You already know the answer if you understand the difference between animal welfare and animal rights. To paraphrase a well-worn quote, the issue for groups like HSUS is not larger cages, it is empty cages. For animal rights true believers, the welfare of animals in the here and now is less important than moving toward an end to human use of animals in the future.
And how better to stop the production of eggs and "ween" people off of animal products than by pushing legislation and ballot initiatives that force animal enterprises out of business while raising the price of animal products to consumers?
I sincerely hope you like hearing about chickens and eggs, folks, because this is an issue we will be following very closely in the months to come.

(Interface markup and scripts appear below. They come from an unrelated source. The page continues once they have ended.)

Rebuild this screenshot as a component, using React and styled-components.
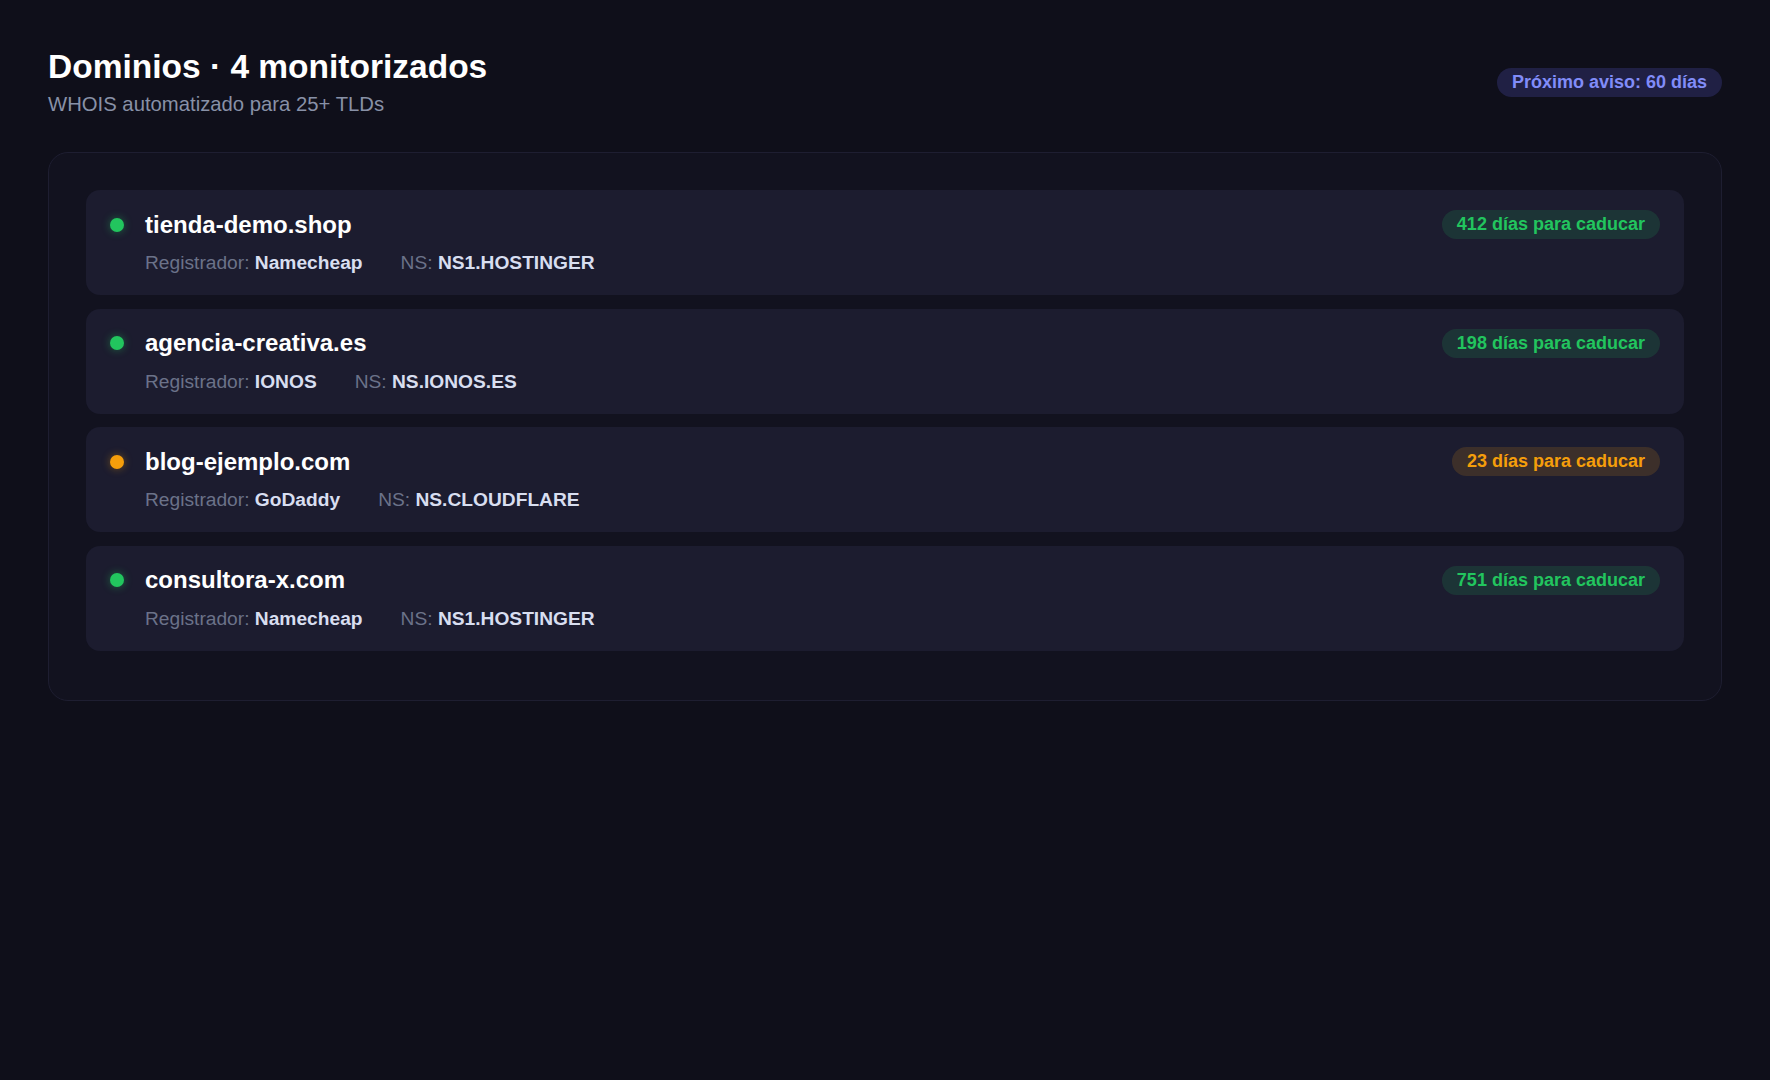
import React from "react";
import styled, { createGlobalStyle } from "styled-components";

const GlobalStyle = createGlobalStyle`
  html, body {
    margin: 0;
    padding: 0;
    background: #0f0f1a;
  }
  body {
    font-family: "Liberation Sans", Arial, sans-serif;
    color: #f1f5f9;
    -webkit-font-smoothing: antialiased;
  }
  * { box-sizing: border-box; }
`;

const Page = styled.div`
  min-height: 100vh;
  padding: 48px 48px;
  background: #0f0f1a;
`;

const Header = styled.header`
  display: flex;
  align-items: center;
  justify-content: space-between;
  margin-bottom: 36px;
`;

const TitleBlock = styled.div`
  display: flex;
  flex-direction: column;
  gap: 6px;
`;

const Title = styled.h1`
  margin: 0;
  font-size: 33.5px;
  line-height: 38px;
  font-weight: 700;
  color: #ffffff;
`;

const Subtitle = styled.p`
  margin: 0;
  font-size: 20.3px;
  line-height: 24px;
  color: #8891a7;
`;

const Pill = styled.span`
  display: inline-flex;
  align-items: center;
  padding: 4px 15px;
  border-radius: 999px;
  font-size: 18px;
  line-height: 21px;
  font-weight: 700;
  white-space: nowrap;
  color: ${(p) => p.$fg};
  background: ${(p) => p.$bg};
`;

const Card = styled.section`
  background: #12121f;
  border: 1px solid #1e1e31;
  border-radius: 20px;
  padding: 37px 37px 49px;
`;

const List = styled.div`
  display: flex;
  flex-direction: column;
  gap: 13.5px;
`;

const Row = styled.div`
  display: grid;
  grid-template-columns: 14px 1fr auto;
  column-gap: 21px;
  row-gap: 12px;
  align-items: center;
  padding: 20px 24px 20px 24px;
  background: #1c1c2f;
  border-radius: 14px;
`;

const Dot = styled.span`
  width: 14px;
  height: 14px;
  border-radius: 50%;
  background: ${(p) => p.$color};
  box-shadow: 0 0 8px ${(p) => p.$glow};
`;

const Domain = styled.div`
  font-size: 24px;
  line-height: 28px;
  font-weight: 700;
  color: #ffffff;
`;

const Meta = styled.div`
  grid-column: 2 / 4;
  display: flex;
  gap: 38px;
  font-size: 19.2px;
  line-height: 24px;
  color: #6b7289;
`;

const MetaItem = styled.span`
  white-space: nowrap;
`;

const MetaValue = styled.strong`
  font-weight: 700;
  color: #d8def0;
`;

const statusColors = {
  ok: {
    dot: "#22c55e",
    glow: "rgba(34,197,94,0.45)",
    fg: "#22c55e",
    bg: "rgba(34,197,94,0.15)",
  },
  warn: {
    dot: "#f59e0b",
    glow: "rgba(245,158,11,0.4)",
    fg: "#f59e0b",
    bg: "rgba(245,158,11,0.15)",
  },
};

const domains = [
  { name: "tienda-demo.shop", registrar: "Namecheap", ns: "NS1.HOSTINGER", days: 412, status: "ok" },
  { name: "agencia-creativa.es", registrar: "IONOS", ns: "NS.IONOS.ES", days: 198, status: "ok" },
  { name: "blog-ejemplo.com", registrar: "GoDaddy", ns: "NS.CLOUDFLARE", days: 23, status: "warn" },
  { name: "consultora-x.com", registrar: "Namecheap", ns: "NS1.HOSTINGER", days: 751, status: "ok" },
];

export default function App() {
  return (
    <>
      <GlobalStyle />
      <Page>
        <Header>
          <TitleBlock>
            <Title>Dominios · 4 monitorizados</Title>
            <Subtitle>WHOIS automatizado para 25+ TLDs</Subtitle>
          </TitleBlock>
          <Pill $fg="#818cf8" $bg="rgba(99,102,241,0.2)">
            Próximo aviso: 60 días
          </Pill>
        </Header>
        <Card>
          <List>
            {domains.map((d) => {
              const c = statusColors[d.status];
              return (
                <Row key={d.name}>
                  <Dot $color={c.dot} $glow={c.glow} />
                  <Domain>{d.name}</Domain>
                  <Pill $fg={c.fg} $bg={c.bg}>
                    {d.days} días para caducar
                  </Pill>
                  <Meta>
                    <MetaItem>
                      Registrador: <MetaValue>{d.registrar}</MetaValue>
                    </MetaItem>
                    <MetaItem>
                      NS: <MetaValue>{d.ns}</MetaValue>
                    </MetaItem>
                  </Meta>
                </Row>
              );
            })}
          </List>
        </Card>
      </Page>
    </>
  );
}
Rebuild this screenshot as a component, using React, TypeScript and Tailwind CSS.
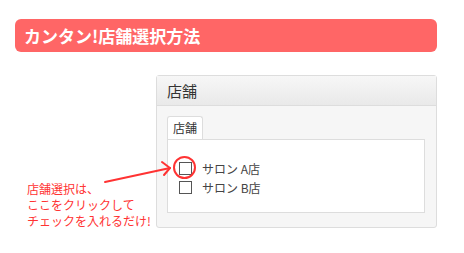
export default function App() {
  return (
    <div className="relative w-[464px] h-[253px] bg-white" style={{ fontFamily: '"Noto Sans CJK JP", "Noto Sans", sans-serif' }}>
      <div className="pt-[19px] pl-[15px]">
        <div className="w-[422px] h-[33px] rounded-[6px] bg-[#ff6666] flex items-center pl-[9px]">
          <span className="text-white font-bold text-[17px] leading-none">カンタン!店舗選択方法</span>
        </div>

        <div className="ml-[141px] mt-[23px] w-[281px] h-[153px] border border-[#dddddd] rounded-[3px] bg-[#f6f6f6]">
          <div className="h-[30px] border-b border-[#dddddd] bg-gradient-to-b from-[#f7f7f7] to-[#e9e9e9] flex items-center pl-[10px]">
            <span className="text-[15px] text-[#333333] leading-none">店舗</span>
          </div>
          <div className="pl-[10px] pt-[10px]">
            <div className="w-[36px] h-[23px] border border-b-0 border-[#dddddd] rounded-t-[3px] bg-white flex items-center justify-center">
              <span className="text-[12px] text-[#333333] leading-none">店舗</span>
            </div>
            <div className="w-[258px] h-[74px] border border-[#dddddd] bg-white pl-[11px] pt-[22px] flex flex-col gap-[6px]">
              {['サロン A店', 'サロン B店'].map((label) => (
                <div key={label} className="flex items-center h-[13px]">
                  <div className="w-[13px] h-[13px] border border-[#555555] bg-white" />
                  <span className="ml-[10px] text-[12px] text-[#444444] leading-none">{label}</span>
                </div>
              ))}
            </div>
          </div>
        </div>
      </div>

      <div className="absolute left-[173px] top-[156px] w-[23px] h-[23px] rounded-full border-2 border-[#ff3333]" />

      <svg className="absolute left-0 top-0" width="464" height="253">
        <line x1="105" y1="182" x2="170" y2="168" stroke="#ff3333" strokeWidth="2" strokeLinecap="round" />
        <polyline points="162,162 170,168 164,175" fill="none" stroke="#ff3333" strokeWidth="2" strokeLinecap="round" strokeLinejoin="round" />
      </svg>

      <div className="absolute left-[27px] top-[181px] text-[12px] leading-[16px] text-[#ff3333]">
        <div>店舗選択は、</div>
        <div>ここをクリックして</div>
        <div>チェックを入れるだけ!</div>
      </div>
    </div>
  );
}
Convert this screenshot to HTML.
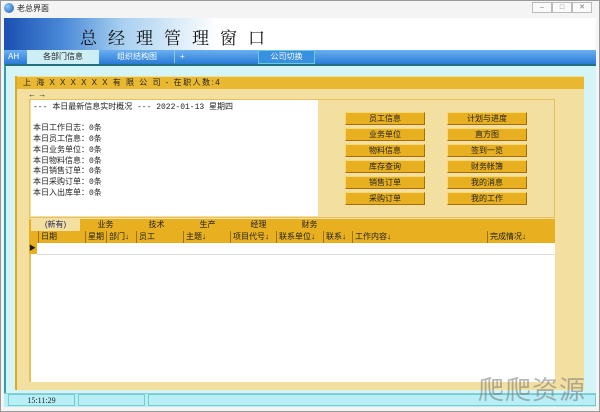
<!DOCTYPE html>
<html><head><meta charset="utf-8"><style>
*{margin:0;padding:0;box-sizing:border-box}
body{width:600px;height:412px;background:#f0f0f0;position:relative;overflow:hidden;font-family:"Liberation Sans","Noto Sans CJK SC",sans-serif;font-size:9px;color:#222}
.a{position:absolute}
.btn{position:absolute;width:80px;height:13px;background:#e8b020;border-right:1px solid #a07010;border-bottom:1px solid #a07010;border-top:1px solid #f8d870;border-left:1px solid #f8d870;text-align:center;line-height:11px;font-size:8px;color:#222}
.hc{position:absolute;top:0;height:12px;border-left:1px solid #a07010;line-height:12px;font-size:8px;padding-left:2px}
.tb{position:absolute;top:0;height:12px;line-height:12px;text-align:center;font-size:8px;background:#e8b020}
.wc{position:absolute;top:2px;width:20px;height:11px;border:1px solid #bbb;background:#fafafa;font-size:7px;color:#777;text-align:center;line-height:9px}
</style></head><body>
<div class="a" style="left:0;top:0;width:600px;height:412px;border:1px solid #999;background:#f4f4f4"></div>
<div class="a" style="left:4px;top:3px;width:10px;height:10px;border-radius:50%;background:radial-gradient(circle at 35% 35%,#8cf,#25a)"></div>
<div class="a" style="left:17px;top:3px;font-size:8px">老总界面</div>
<div class="wc" style="left:532px">–</div><div class="wc" style="left:552px">□</div><div class="wc" style="left:572px">✕</div>
<div class="a" style="left:4px;top:18px;width:592px;height:32px;background:linear-gradient(90deg,#1a4fb0 0%,#4a8ad8 10%,#a8d0f0 20%,#ffffff 36%,#ffffff 100%)"></div>
<div class="a" style="left:80px;top:24px;font-family:'Liberation Serif','Noto Serif CJK SC',serif;font-size:17px;letter-spacing:11px;color:#111">总经理管理窗口</div>
<div class="a" style="left:4px;top:50px;width:592px;height:14px;background:linear-gradient(#6ab0f0,#2a7ad8)"></div>
<div class="a" style="left:8px;top:52px;font-size:8px;color:#fff">AH</div>
<div class="a" style="left:27px;top:50px;width:72px;height:14px;background:#cdeef5;text-align:center;line-height:14px;font-size:8px">各部门信息</div>
<div class="a" style="left:100px;top:51px;width:75px;height:12px;text-align:center;line-height:12px;font-size:8px;color:#fff;border-right:1px solid #8cc">组织结构图</div>
<div class="a" style="left:180px;top:52px;font-size:8px;color:#fff">+</div>
<div class="a" style="left:258px;top:50px;width:57px;height:14px;background:#3a90e0;border:1px solid #6cd;text-align:center;line-height:12px;font-size:8px;color:#fff">公司切换</div>
<div class="a" style="left:4px;top:64px;width:592px;height:329px;background:#d4f4f6;border-top:2px solid #207080;border-left:2px solid #30a0b0"></div>
<div class="a" style="left:15px;top:76px;width:569px;height:314px;background:#f3e0a0;border-left:2px solid #e0a820"></div>
<div class="a" style="left:17px;top:77px;width:567px;height:12px;background:#e8b830;font-size:8px;line-height:12px;padding-left:6px;letter-spacing:1.5px">上 海 X X X X X X 有 限 公 司 - 在职人数:4</div>
<div class="a" style="left:28px;top:90px;font-size:8px">← →</div>
<div class="a" style="left:29px;top:99px;width:526px;height:119px;border:1px solid #e8c060;background:#f3e0a0"></div>
<div class="a" style="left:31px;top:100px;width:287px;height:116px;background:#fff;font-family:'Liberation Mono','Noto Sans CJK SC',monospace;font-size:8px;line-height:10.7px;padding:3px 2px">--- 本日最新信息实时概况 ---  2022-01-13 星期四<br><br>本日工作日志：0条<br>本日员工信息：0条<br>本日业务单位：0条<br>本日物料信息：0条<br>本日销售订单：0条<br>本日采购订单：0条<br>本日入出库单：0条</div>
<div class="btn" style="left:345px;top:112px">员工信息</div><div class="btn" style="left:447px;top:112px">计划与进度</div>
<div class="btn" style="left:345px;top:128px">业务单位</div><div class="btn" style="left:447px;top:128px">直方图</div>
<div class="btn" style="left:345px;top:144px">物料信息</div><div class="btn" style="left:447px;top:144px">签到一览</div>
<div class="btn" style="left:345px;top:160px">库存查询</div><div class="btn" style="left:447px;top:160px">财务帐簿</div>
<div class="btn" style="left:345px;top:176px">销售订单</div><div class="btn" style="left:447px;top:176px">我的消息</div>
<div class="btn" style="left:345px;top:192px">采购订单</div><div class="btn" style="left:447px;top:192px">我的工作</div>
<div class="a" style="left:29px;top:219px;width:526px;height:12px;background:#e8b020">
<div class="tb" style="left:2px;width:49px;background:#f3e0a0;color:#226">(新有)</div>
<div class="tb" style="left:51px;width:51px">业务</div><div class="tb" style="left:102px;width:51px">技术</div><div class="tb" style="left:153px;width:51px">生产</div><div class="tb" style="left:204px;width:51px">经理</div><div class="tb" style="left:255px;width:51px">财务</div></div>
<div class="a" style="left:29px;top:231px;width:526px;height:12px;background:#e8b020">
<div class="hc" style="left:9px">日期</div><div class="hc" style="left:56px">星期</div><div class="hc" style="left:77px">部门↓</div><div class="hc" style="left:107px">员工</div><div class="hc" style="left:154px">主题↓</div><div class="hc" style="left:201px">项目代号↓</div><div class="hc" style="left:247px">联系单位↓</div><div class="hc" style="left:294px">联系↓</div><div class="hc" style="left:323px">工作内容↓</div><div class="hc" style="left:458px">完成情况↓</div></div>
<div class="a" style="left:29px;top:243px;width:526px;height:139px;background:#fff;border-left:2px solid #e8c060"></div>
<div class="a" style="left:29px;top:243px;width:8px;height:11px;background:#e8b020;font-size:7px;line-height:11px">▶</div>
<div class="a" style="left:37px;top:254px;width:518px;height:1px;background:#ddd"></div>
<div class="a" style="left:4px;top:393px;width:592px;height:14px;background:#b8eef6;border-top:1px solid #8cd"></div>
<div class="a" style="left:8px;top:394px;width:67px;height:12px;border:1px solid #7cc;font-family:'Liberation Serif',serif;font-size:8px;text-align:center;line-height:11px">15:11:29</div>
<div class="a" style="left:78px;top:394px;width:67px;height:12px;border:1px solid #7cc"></div>
<div class="a" style="left:148px;top:394px;width:448px;height:12px;border:1px solid #7cc"></div>
<div class="a" style="left:478px;top:370px;font-size:26px;color:rgba(120,120,120,.55);letter-spacing:1px">爬爬资源</div>
</body></html>
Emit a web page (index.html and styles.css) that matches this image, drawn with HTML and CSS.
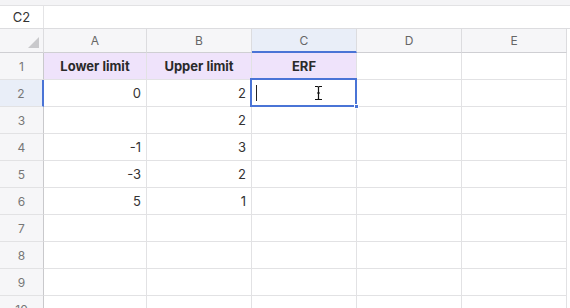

* This is why it is so annoying when the media reports the efforts to improve and modernize their facilities as some sort of "compromise" with various animal rights interests. It isn't a compromise; this is a direction egg producers in the Northwest were already moving in!
Great blog! The differences between Animal Welfare and animal rights as written above are very dramatic and telling. HSUS just hates to lose even when the chickens win!